#### [Set task]
Skip all pictures, then print the remaining material exactly.

#### [Supplied records]

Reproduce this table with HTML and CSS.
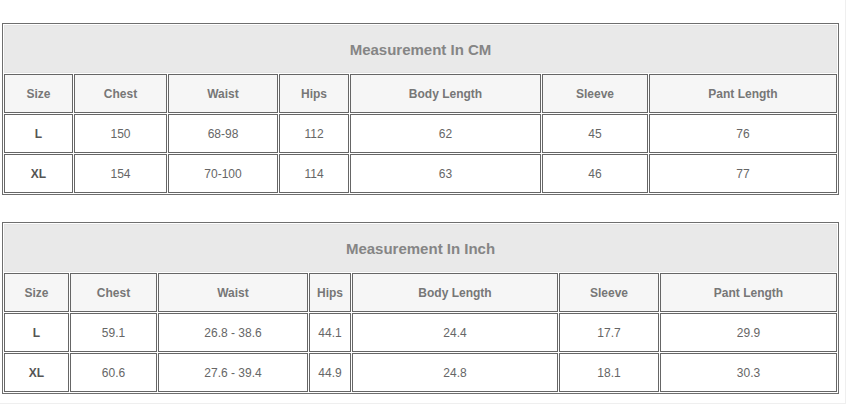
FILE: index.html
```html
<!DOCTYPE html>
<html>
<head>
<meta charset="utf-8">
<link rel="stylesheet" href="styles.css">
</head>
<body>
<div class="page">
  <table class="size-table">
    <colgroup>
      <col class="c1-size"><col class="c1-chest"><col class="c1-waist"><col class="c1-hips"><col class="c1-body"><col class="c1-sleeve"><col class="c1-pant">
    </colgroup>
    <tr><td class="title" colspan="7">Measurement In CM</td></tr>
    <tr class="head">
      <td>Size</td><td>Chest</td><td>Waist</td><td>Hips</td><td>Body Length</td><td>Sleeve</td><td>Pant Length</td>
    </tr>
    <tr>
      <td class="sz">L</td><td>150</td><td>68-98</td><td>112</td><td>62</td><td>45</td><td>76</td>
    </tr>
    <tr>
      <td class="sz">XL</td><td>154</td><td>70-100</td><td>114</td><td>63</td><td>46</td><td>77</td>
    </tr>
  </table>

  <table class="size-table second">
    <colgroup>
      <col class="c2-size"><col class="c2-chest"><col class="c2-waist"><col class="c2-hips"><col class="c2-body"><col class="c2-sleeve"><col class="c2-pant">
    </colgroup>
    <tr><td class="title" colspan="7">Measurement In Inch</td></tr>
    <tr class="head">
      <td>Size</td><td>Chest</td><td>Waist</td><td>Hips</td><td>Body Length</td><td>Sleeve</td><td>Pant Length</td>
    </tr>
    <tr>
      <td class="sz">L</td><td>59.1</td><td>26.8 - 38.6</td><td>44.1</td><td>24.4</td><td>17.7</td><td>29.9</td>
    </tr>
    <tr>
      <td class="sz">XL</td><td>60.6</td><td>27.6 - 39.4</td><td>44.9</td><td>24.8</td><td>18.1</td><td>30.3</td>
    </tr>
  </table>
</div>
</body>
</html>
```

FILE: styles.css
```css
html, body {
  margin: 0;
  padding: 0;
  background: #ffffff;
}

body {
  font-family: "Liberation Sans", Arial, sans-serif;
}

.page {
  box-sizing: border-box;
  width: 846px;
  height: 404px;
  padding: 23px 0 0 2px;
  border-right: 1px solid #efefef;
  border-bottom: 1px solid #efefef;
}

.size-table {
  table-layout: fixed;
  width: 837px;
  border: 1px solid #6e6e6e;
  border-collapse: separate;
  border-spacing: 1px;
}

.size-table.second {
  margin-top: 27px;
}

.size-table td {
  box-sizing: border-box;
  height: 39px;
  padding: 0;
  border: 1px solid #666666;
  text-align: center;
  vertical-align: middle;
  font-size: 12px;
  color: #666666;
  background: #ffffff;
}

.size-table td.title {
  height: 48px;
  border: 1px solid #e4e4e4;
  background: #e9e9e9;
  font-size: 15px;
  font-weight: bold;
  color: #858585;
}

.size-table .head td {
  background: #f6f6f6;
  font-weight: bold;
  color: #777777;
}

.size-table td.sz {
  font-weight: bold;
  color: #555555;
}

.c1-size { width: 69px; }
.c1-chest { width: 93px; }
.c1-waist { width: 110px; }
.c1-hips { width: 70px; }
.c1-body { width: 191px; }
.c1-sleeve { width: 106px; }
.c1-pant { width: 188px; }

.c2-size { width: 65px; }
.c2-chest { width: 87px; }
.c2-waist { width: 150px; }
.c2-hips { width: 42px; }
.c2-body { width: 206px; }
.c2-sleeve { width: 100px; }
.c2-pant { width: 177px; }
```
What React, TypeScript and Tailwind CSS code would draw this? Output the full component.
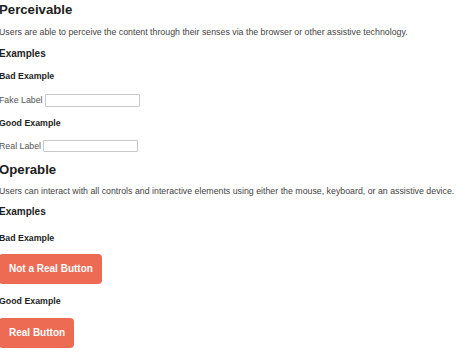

#### [Expected output]
Reproduce this table with HTML and CSS.
FILE: index.html
```html
<!DOCTYPE html>
<html>
<head>
<meta charset="utf-8">
<link rel="stylesheet" href="styles.css">
</head>
<body>
<div class="page">
  <table class="size-table">
    <colgroup>
      <col class="c1-size"><col class="c1-chest"><col class="c1-waist"><col class="c1-hips"><col class="c1-body"><col class="c1-sleeve"><col class="c1-pant">
    </colgroup>
    <tr><td class="title" colspan="7">Measurement In CM</td></tr>
    <tr class="head">
      <td>Size</td><td>Chest</td><td>Waist</td><td>Hips</td><td>Body Length</td><td>Sleeve</td><td>Pant Length</td>
    </tr>
    <tr>
      <td class="sz">L</td><td>150</td><td>68-98</td><td>112</td><td>62</td><td>45</td><td>76</td>
    </tr>
    <tr>
      <td class="sz">XL</td><td>154</td><td>70-100</td><td>114</td><td>63</td><td>46</td><td>77</td>
    </tr>
  </table>

  <table class="size-table second">
    <colgroup>
      <col class="c2-size"><col class="c2-chest"><col class="c2-waist"><col class="c2-hips"><col class="c2-body"><col class="c2-sleeve"><col class="c2-pant">
    </colgroup>
    <tr><td class="title" colspan="7">Measurement In Inch</td></tr>
    <tr class="head">
      <td>Size</td><td>Chest</td><td>Waist</td><td>Hips</td><td>Body Length</td><td>Sleeve</td><td>Pant Length</td>
    </tr>
    <tr>
      <td class="sz">L</td><td>59.1</td><td>26.8 - 38.6</td><td>44.1</td><td>24.4</td><td>17.7</td><td>29.9</td>
    </tr>
    <tr>
      <td class="sz">XL</td><td>60.6</td><td>27.6 - 39.4</td><td>44.9</td><td>24.8</td><td>18.1</td><td>30.3</td>
    </tr>
  </table>
</div>
</body>
</html>
```

FILE: styles.css
```css
html, body {
  margin: 0;
  padding: 0;
  background: #ffffff;
}

body {
  font-family: "Liberation Sans", Arial, sans-serif;
}

.page {
  box-sizing: border-box;
  width: 846px;
  height: 404px;
  padding: 23px 0 0 2px;
  border-right: 1px solid #efefef;
  border-bottom: 1px solid #efefef;
}

.size-table {
  table-layout: fixed;
  width: 837px;
  border: 1px solid #6e6e6e;
  border-collapse: separate;
  border-spacing: 1px;
}

.size-table.second {
  margin-top: 27px;
}

.size-table td {
  box-sizing: border-box;
  height: 39px;
  padding: 0;
  border: 1px solid #666666;
  text-align: center;
  vertical-align: middle;
  font-size: 12px;
  color: #666666;
  background: #ffffff;
}

.size-table td.title {
  height: 48px;
  border: 1px solid #e4e4e4;
  background: #e9e9e9;
  font-size: 15px;
  font-weight: bold;
  color: #858585;
}

.size-table .head td {
  background: #f6f6f6;
  font-weight: bold;
  color: #777777;
}

.size-table td.sz {
  font-weight: bold;
  color: #555555;
}

.c1-size { width: 69px; }
.c1-chest { width: 93px; }
.c1-waist { width: 110px; }
.c1-hips { width: 70px; }
.c1-body { width: 191px; }
.c1-sleeve { width: 106px; }
.c1-pant { width: 188px; }

.c2-size { width: 65px; }
.c2-chest { width: 87px; }
.c2-waist { width: 150px; }
.c2-hips { width: 42px; }
.c2-body { width: 206px; }
.c2-sleeve { width: 100px; }
.c2-pant { width: 177px; }
```
What React, TypeScript and Tailwind CSS code would draw this? Output the full component.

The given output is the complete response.